After a week of research and seminars, I’m compelled to re-examine my takes on e-learning in the Philippine setting. Here’s a post on e-learning as an investment from two years back and here’s on ICT learning in general.

Technology has changed so much over the past three years that I’m out of the industry that the problem with today’s educator is choice rather than the availability of tools and resources. With Web 2.0 technologies reaching a fairly impressive level of sophistication for effective use in education, it’s really quite exciting for educators. But that’s just among the many issues that stakeholders in our context face.

Among these, still is the issue of infrastructure. Schools are still inequipped with proper computer laboratories and enough computers to cover the needs of a school population. There’s also the issue of hardware and software investments. The sheer pace of development in both fronts means that a computer laboratory faces obsolescence in even less than two years.

Broadband, while inceasingly becoming available and popular due to Wi-Fi and 3G are still questioned as worthwhile investments by some school administrators. Some schools even deliberately shy away from Internet connectivity to prevent students from accessing adult and gaming websites – a crude carpet bomb approach to an issue easily resolved by a single bullet that is proper network administration.

Teachers do have to cope. Rare is a teacher who will admit that they get left behind by some of their more tech-savvy stydents. Even rarer is ateacher who is humble enough to admit that they can easily be replaced by a computer or a website. Perhaps even a few years ago, teachers can simply get by with their encyclopedic knowledge. Not today. How can you even compete with Google, Wikipedia and even Wolfram Alpha with the amount of information that they make available.

For older teachers, it’s a matter of dealing with the learning curve and technophobia. Interfaces have become overly intuitive these days but if the issue is not being able to differentiate a single-click to a double-click, there definitely are greater issues underpinned in such cases. And these cases exist. Generally, it’s a matter of motivation and competence for the teacher. How far are we willing to go to maintain at least a step ahead of our students. Or do we even need to?

As for students, it’s still a question of work ethic and scholarship skills. The resources are there. However, it’s just too easy for them to be drawn to the less serious side of things – MMORPGs and Facebook (and its many insipid apps). Copying and pasting assigments and terms papers are common place.

For e-learning to become viable, it has to overcome these challenges. While it’s easy to think it’s a financial hurdle, it’s actually a battle of ideology.


Such discourse is commonplace for us young turks. As part of the Internet generation, it is frustrating not being able to use all of these technologies inside our classroom. If you teach in a university where you can’t even use PowerPoint in a daily basis due to the basic lack of projectors, the situation is more than pathetic.

The oldies would simply say that such limitations offer the challenge to be creative. I still admire and emulate those who can make students understand complex discourses though sheer eloquence.

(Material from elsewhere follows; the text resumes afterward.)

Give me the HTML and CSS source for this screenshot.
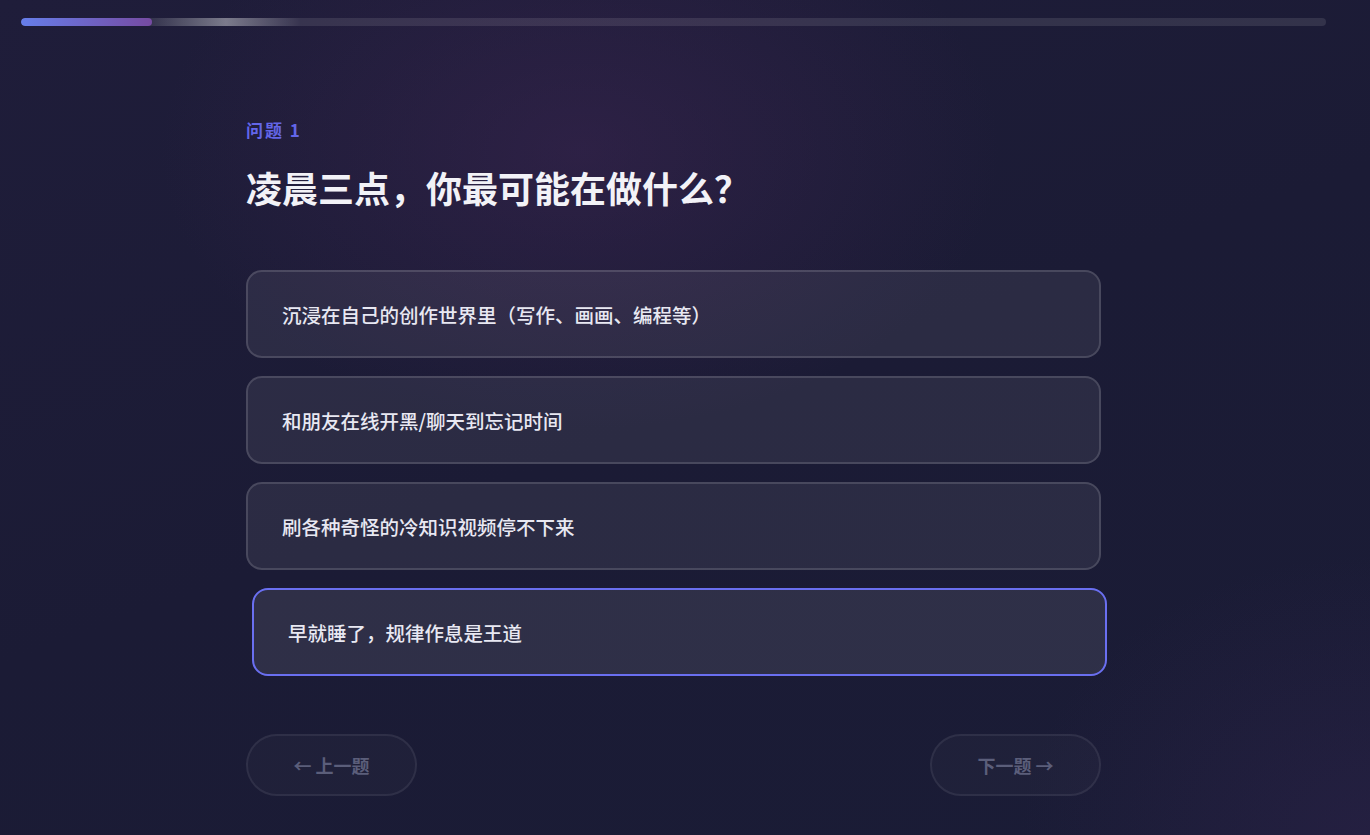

There are times when I stop and wonder if technology messes with pure thought. That our creativities are hampered by the draw of interfaces and the logic of ones and zeros.


I really feel like an old man talking. Or perhaps because I am still technically in the business of education. Cliche as it is but if I had these resources back in basic education or even as an undergraduate, I would’ve been a much better student. However, I know that I am an exception. Not too many people rush to finish papers on the day they were assigned.